A Map of the Region
When Piret wakes one morning with a Russian stranger in her bed, her flat and family are thrown into confusion. It’s 1989 and Soviet Estonia is crumbling around her and her son Tonü. With a husband whose disappearance the authorities won’t explain, Piret embarks on a campaign to find out the truth, while Tonü makes friends with the stranger who’s come to stay.
Faced with the new realpolitik of the Baltic States – from the presence of the Russian Mafia to the challenges faced in the pursuit of individual freedom, Piret and Tonü’s stories tell the history of the European fight for freedom in 1989, and a map of the geography of this complex region is drawn.
Tim Luscombe talks about the play
When work is of such quality as this, reading it is a pleasure. This is a terrific script; heartbreaking, layered and dense, the drama builds an ever-increasing hold on the emotions.
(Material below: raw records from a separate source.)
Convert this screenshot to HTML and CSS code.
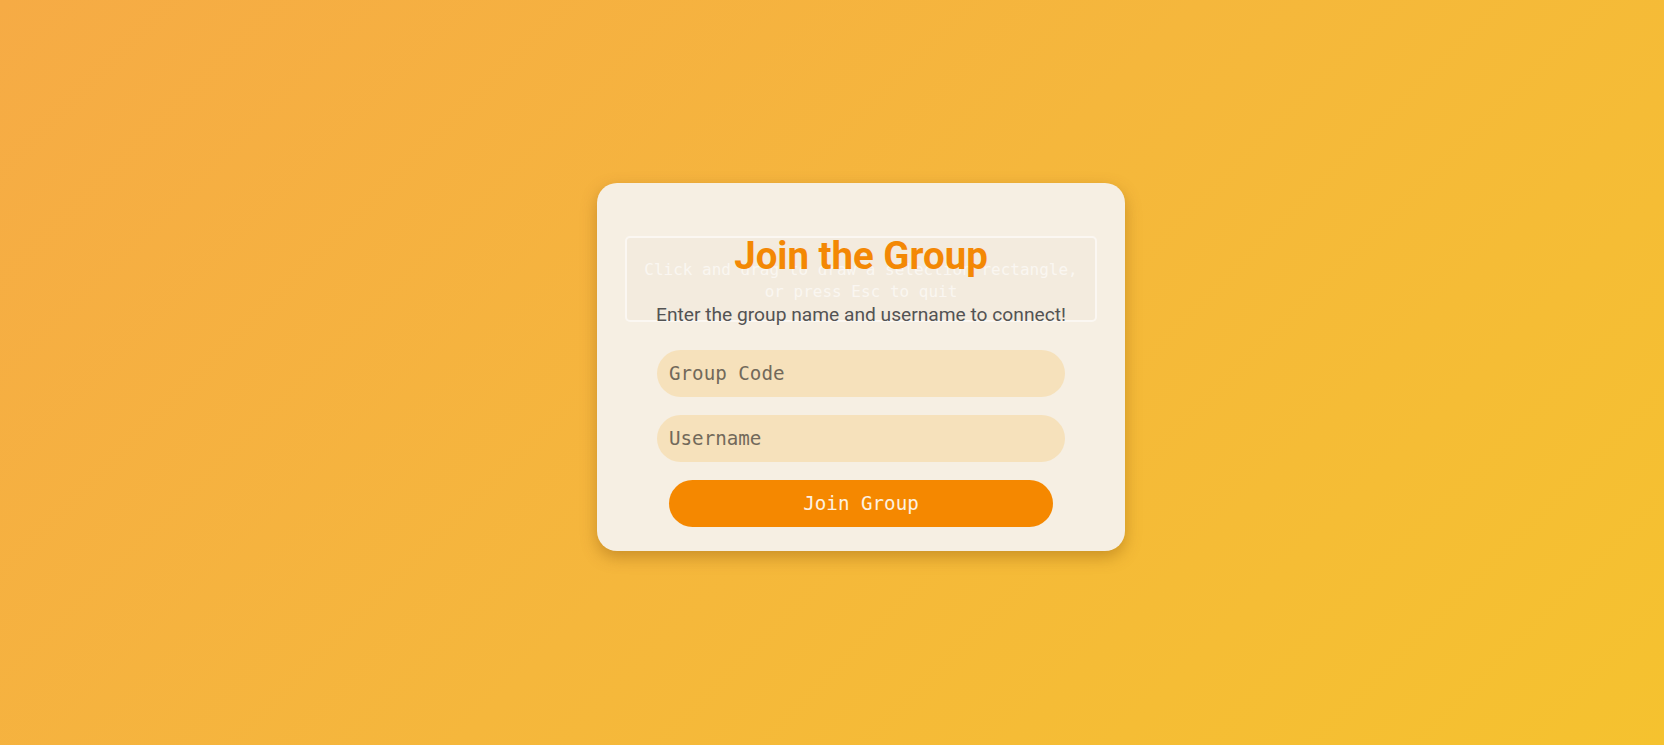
FILE: index.html
```html
<!DOCTYPE html>
<html lang="en">
<head>
<meta charset="utf-8">
<title>Join the Group</title>
<link rel="stylesheet" href="styles.css">
</head>
<body>
<main class="page">
  <section class="card">
    <div class="hint">Click and drag to draw a selection rectangle,<br>or press Esc to quit</div>
    <h1 class="title">Join the Group</h1>
    <p class="subtitle">Enter the group name and username to connect!</p>
    <form class="form">
      <input class="field" type="text" placeholder="Group Code">
      <input class="field" type="text" placeholder="Username">
      <button class="join" type="button">Join Group</button>
    </form>
  </section>
</main>
</body>
</html>
```

FILE: styles.css
```css
html, body {
  margin: 0;
  padding: 0;
  height: 100%;
}
body {
  background: linear-gradient(135deg, #f6ab45 0%, #f5b73c 50%, #f5c22f 100%);
  font-family: Roboto, "Liberation Sans", sans-serif;
}
.page {
  box-sizing: border-box;
  height: 745px;
  display: flex;
  align-items: center;
  justify-content: center;
  padding: 0 0 11px 58px;
}
.card {
  position: relative;
  box-sizing: border-box;
  width: 528px;
  padding: 50px 0 24px;
  background: #f6efe3;
  border-radius: 20px;
  box-shadow: 0 6px 16px rgba(120, 70, 0, 0.35);
  display: flex;
  flex-direction: column;
  align-items: center;
}
.hint {
  position: absolute;
  left: 28px;
  top: 53px;
  box-sizing: border-box;
  width: 472px;
  height: 86px;
  border: 2px solid rgba(255, 255, 255, 0.6);
  border-radius: 5px;
  background: rgba(120, 90, 40, 0.025);
  color: rgba(255, 255, 255, 0.6);
  font-family: "DejaVu Sans Mono", monospace;
  font-size: 16px;
  line-height: 22px;
  text-align: center;
  padding-top: 21px;
}
.title {
  position: relative;
  margin: 0;
  font-size: 38.4px;
  line-height: 45px;
  font-weight: 700;
  color: #f38804;
}
.subtitle {
  position: relative;
  margin: 26px 0 0;
  font-size: 19.2px;
  line-height: 22px;
  color: #535353;
}
.form {
  margin-top: 24px;
  display: flex;
  flex-direction: column;
  align-items: center;
  gap: 18px;
}
.field {
  box-sizing: border-box;
  width: 408px;
  height: 47px;
  padding: 0 12px;
  border: none;
  border-radius: 24px;
  background: #f6e1bb;
  font-family: "DejaVu Sans Mono", monospace;
  font-size: 19.2px;
  color: #333;
  outline: none;
}
.field::placeholder {
  color: #72695a;
}
.join {
  box-sizing: border-box;
  width: 384px;
  height: 47px;
  border: none;
  border-radius: 24px;
  background: #f58800;
  color: #fdf1e1;
  font-family: "DejaVu Sans Mono", monospace;
  font-size: 19.2px;
  cursor: pointer;
}
```
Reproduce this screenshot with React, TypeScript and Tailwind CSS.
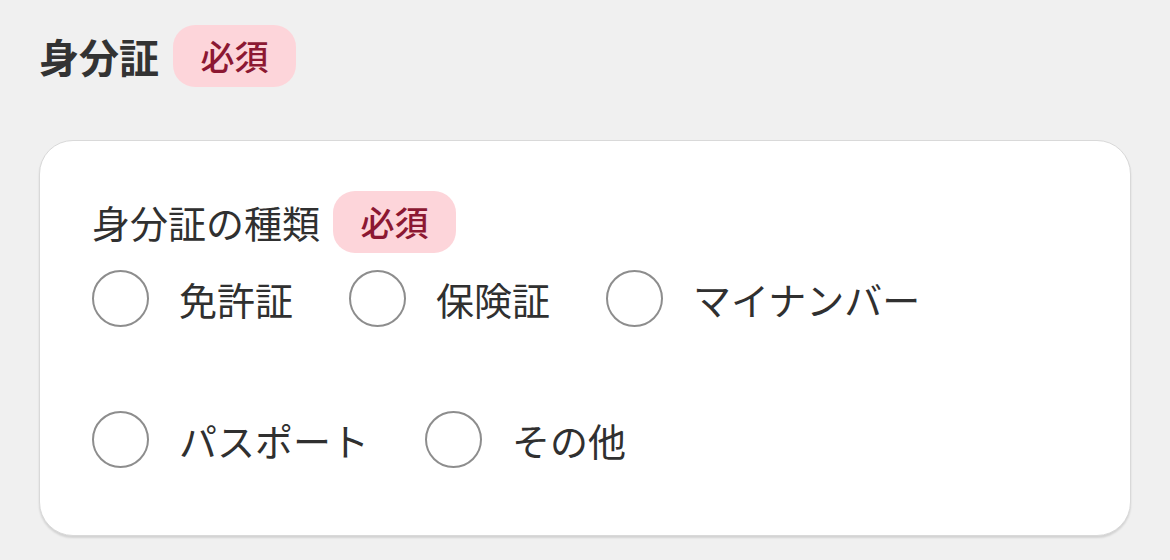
const font = { fontFamily: '"Noto Sans CJK JP", "Noto Sans", sans-serif' };

function Required() {
  return (
    <span className="inline-flex h-[62px] w-[123px] items-center justify-center rounded-[22px] bg-[#fdd5da] text-[34px] font-medium leading-none text-[#8c1832]">
      必須
    </span>
  );
}

function Radio({ label }: { label: string }) {
  return (
    <label className="flex items-center gap-[30px]">
      <span className="h-[57px] w-[57px] shrink-0 rounded-full border-2 border-[#8d8d8d] bg-white" />
      <span className="text-[38px] leading-none text-[#303030]">{label}</span>
    </label>
  );
}

const options = ["免許証", "保険証", "マイナンバー", "パスポート", "その他"];

export default function App() {
  return (
    <div className="min-h-[560px] bg-[#f0f0f0] pl-[39px] pr-[39px] pt-[25px]" style={font}>
      <div className="flex items-center gap-[14px]">
        <h2 className="text-[40px] font-bold leading-none text-[#333333]">身分証</h2>
        <Required />
      </div>
      <div className="mt-[53px] rounded-[34px] border border-[#d9d9d9] bg-white pb-[67px] pl-[52px] pr-[52px] pt-[50px] shadow-[0_2px_2px_rgba(0,0,0,0.12)]">
        <div className="flex items-center gap-[13px]">
          <span className="text-[38px] leading-none text-[#303030]">身分証の種類</span>
          <Required />
        </div>
        <div className="mt-[17px] flex flex-wrap gap-x-[56px] gap-y-[84px]">
          {options.map((o) => (
            <Radio key={o} label={o} />
          ))}
        </div>
      </div>
    </div>
  );
}
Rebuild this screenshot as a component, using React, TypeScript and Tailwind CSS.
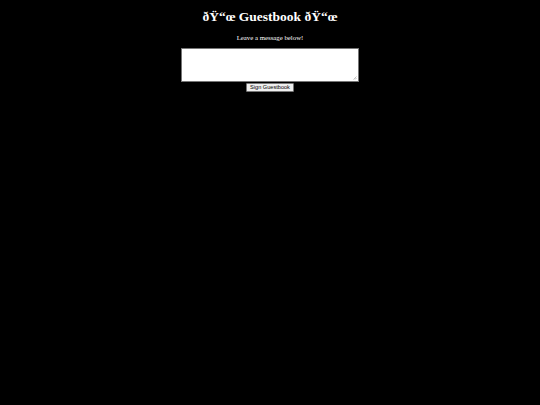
export default function App() {
  return (
    <div className="min-h-screen w-full bg-black flex flex-col items-center text-white font-['Liberation_Serif','Times_New_Roman',serif]">
      <h1 className="mt-[9px] text-[13.5px] leading-[16px] font-bold">
        {'\u00F0\u0178\u201C\u0153 Guestbook \u00F0\u0178\u201C\u0153'}
      </h1>
      <p className="mt-[8.6px] text-[6.8px] leading-[8px]">Leave a message below!</p>
      <div className="relative mt-[6.4px] w-[178px] h-[34px]">
        <textarea className="block w-full h-full bg-white border border-[#767676] resize-none text-black" />
        <svg className="absolute right-[2px] bottom-[2px]" width="4" height="4" viewBox="0 0 4 4">
          <path d="M0.5 3.5 L3.5 0.5 M2 3.5 L3.5 2" stroke="#999" strokeWidth="0.6" />
        </svg>
      </div>
      <button className="mt-[1.4px] h-[9px] px-[3px] bg-[#efefef] border border-[#767676] rounded-[1px] text-black text-[5.6px] leading-[7px] font-['Liberation_Sans',Arial,sans-serif]">
        Sign Guestbook
      </button>
    </div>
  );
}
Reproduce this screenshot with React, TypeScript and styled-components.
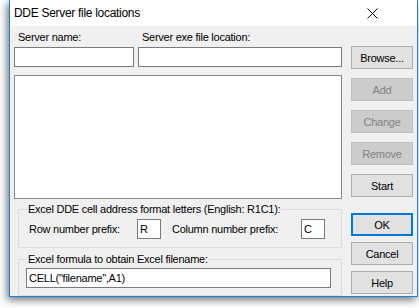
import styled, { createGlobalStyle } from "styled-components";

const Global = createGlobalStyle`
    html, body {
        margin: 0;
        padding: 0;
        background: #ffffff;
    }
    body {
        font-family: "Liberation Sans", Arial, sans-serif;
        font-size: 11px;
        letter-spacing: -0.25px;
        color: #000000;
    }
`;

const Page = styled.div`
    width: 419px;
    height: 308px;
    padding-left: 9px;
    box-sizing: border-box;
    overflow: hidden;
`;

const Window = styled.div`
    width: 409px;
    height: 297px;
    box-sizing: border-box;
    border: 1px solid #1883d7;
    border-top: none;
    background: #f0f0f0;
    box-shadow: -2px 3px 8px rgba(0, 0, 0, 0.55);
    display: flex;
    flex-direction: column;
`;

const TitleBar = styled.div`
    height: 26px;
    background: #ffffff;
    display: flex;
    align-items: center;
    justify-content: space-between;
    padding: 0 0 0 4px;
    font-size: 12px;
    letter-spacing: -0.3px;
`;

const CloseBox = styled.div`
    width: 46px;
    height: 26px;
    display: flex;
    align-items: center;
    justify-content: center;
    margin-right: 22px;
`;

const Body = styled.div`
    flex: 1;
    display: grid;
    grid-template-columns: 328px 62px;
    column-gap: 9px;
    padding: 0 4px 0 4px;
`;

const LeftCol = styled.div`
    display: flex;
    flex-direction: column;
`;

const LabelRow = styled.div`
    display: grid;
    grid-template-columns: 124px 1fr;
    height: 20px;
    align-items: center;
    padding-left: 4px;
    margin-top: 1px;
`;

const InputRow = styled.div`
    display: grid;
    grid-template-columns: 120px 1fr;
    column-gap: 4px;
`;

const TextBox = styled.div<{ $w?: number }>`
    height: 20px;
    box-sizing: border-box;
    border: 1px solid #7a7a7a;
    background: #ffffff;
    padding: 0 2px;
    display: flex;
    align-items: center;
    width: ${(p) => (p.$w ? `${p.$w}px` : "auto")};
    white-space: nowrap;
`;

const ListBox = styled.div`
    height: 124px;
    box-sizing: border-box;
    border: 1px solid #828790;
    background: #ffffff;
    margin-top: 8px;
`;

const Group = styled.fieldset<{ $h: number; $top: number }>`
    margin: ${(p) => p.$top}px 0 0 4px;
    width: 324px;
    height: ${(p) => p.$h}px;
    box-sizing: border-box;
    border: 1px solid #dcdcdc;
    padding: 0 0 0 7px;
`;

const Legend = styled.legend`
    padding: 0 1px;
    margin-left: 1px;
    line-height: 14px;
`;

const PrefixRow = styled.div`
    display: grid;
    grid-template-columns: 108px 24px 11px 129px 24px;
    align-items: center;
    margin-top: 3px;
    padding-left: 3px;
`;

const FormulaBox = styled(TextBox)`
    margin-top: 2px;
`;

const RightCol = styled.div`
    display: flex;
    flex-direction: column;
    padding-top: 20px;
`;

const ButtonStack = styled.div<{ $gap: number; $top?: number }>`
    display: flex;
    flex-direction: column;
    gap: ${(p) => p.$gap}px;
    margin-top: ${(p) => p.$top ?? 0}px;
`;

const Button = styled.div<{ $disabled?: boolean; $default?: boolean }>`
    height: 23px;
    box-sizing: border-box;
    display: flex;
    align-items: center;
    justify-content: center;
    background: ${(p) => (p.$disabled ? "#cccccc" : "#e1e1e1")};
    border: ${(p) =>
        p.$default ? "2px solid #0078d7" : p.$disabled ? "1px solid #bfbfbf" : "1px solid #adadad"};
    color: ${(p) => (p.$disabled ? "#838383" : "#000000")};
`;

const CloseIcon = () => (
    <svg width="11" height="11" viewBox="0 0 11 11">
        <path d="M0.5 0.5 L10.5 10.5 M10.5 0.5 L0.5 10.5" stroke="#000" strokeWidth="1" />
    </svg>
);

export default function App() {
    return (
        <Page>
            <Global />
            <Window>
                <TitleBar>
                    <span>DDE Server file locations</span>
                    <CloseBox>
                        <CloseIcon />
                    </CloseBox>
                </TitleBar>
                <Body>
                    <LeftCol>
                        <LabelRow>
                            <span>Server name:</span>
                            <span>Server exe file location:</span>
                        </LabelRow>
                        <InputRow>
                            <TextBox />
                            <TextBox />
                        </InputRow>
                        <ListBox />
                        <Group $h={46} $top={3}>
                            <Legend>Excel DDE cell address format letters (English: R1C1):</Legend>
                            <PrefixRow>
                                <span>Row number prefix:</span>
                                <TextBox>R</TextBox>
                                <span />
                                <span>Column number prefix:</span>
                                <TextBox>C</TextBox>
                            </PrefixRow>
                        </Group>
                        <Group $h={44} $top={4}>
                            <Legend>Excel formula to obtain Excel filename:</Legend>
                            <FormulaBox $w={305}>CELL("filename",A1)</FormulaBox>
                        </Group>
                    </LeftCol>
                    <RightCol>
                        <ButtonStack $gap={9}>
                            <Button>Browse...</Button>
                            <Button $disabled>Add</Button>
                            <Button $disabled>Change</Button>
                            <Button $disabled>Remove</Button>
                            <Button>Start</Button>
                        </ButtonStack>
                        <ButtonStack $gap={6} $top={16}>
                            <Button $default>OK</Button>
                            <Button>Cancel</Button>
                            <Button>Help</Button>
                        </ButtonStack>
                    </RightCol>
                </Body>
            </Window>
        </Page>
    );
}
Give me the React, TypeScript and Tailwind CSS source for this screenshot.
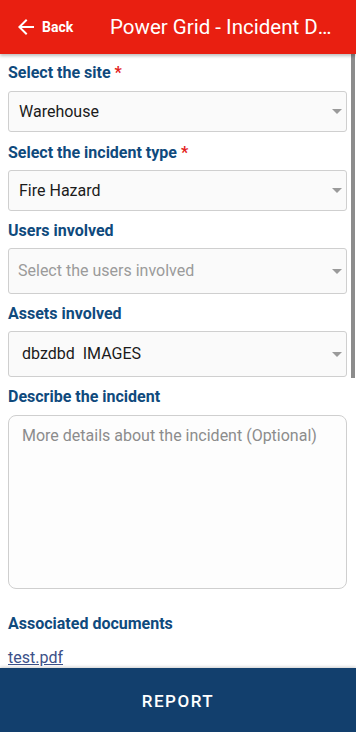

The characterisation is also very strong and engaging and the dialogue, which weaves around them, is convincing and satisfying.
A Map of the Region is a real triumph – meaty and relevant political ideas embedded in a fast-paced, complex story. The characters are full-blooded. It’s a big and ambitious project and I can really imagine it working.
Really quite brilliant. The scene is set perfectly and the pervading sense of terror and life in a Soviet state is well drawn. Misha in particular is a great cipher of this menace.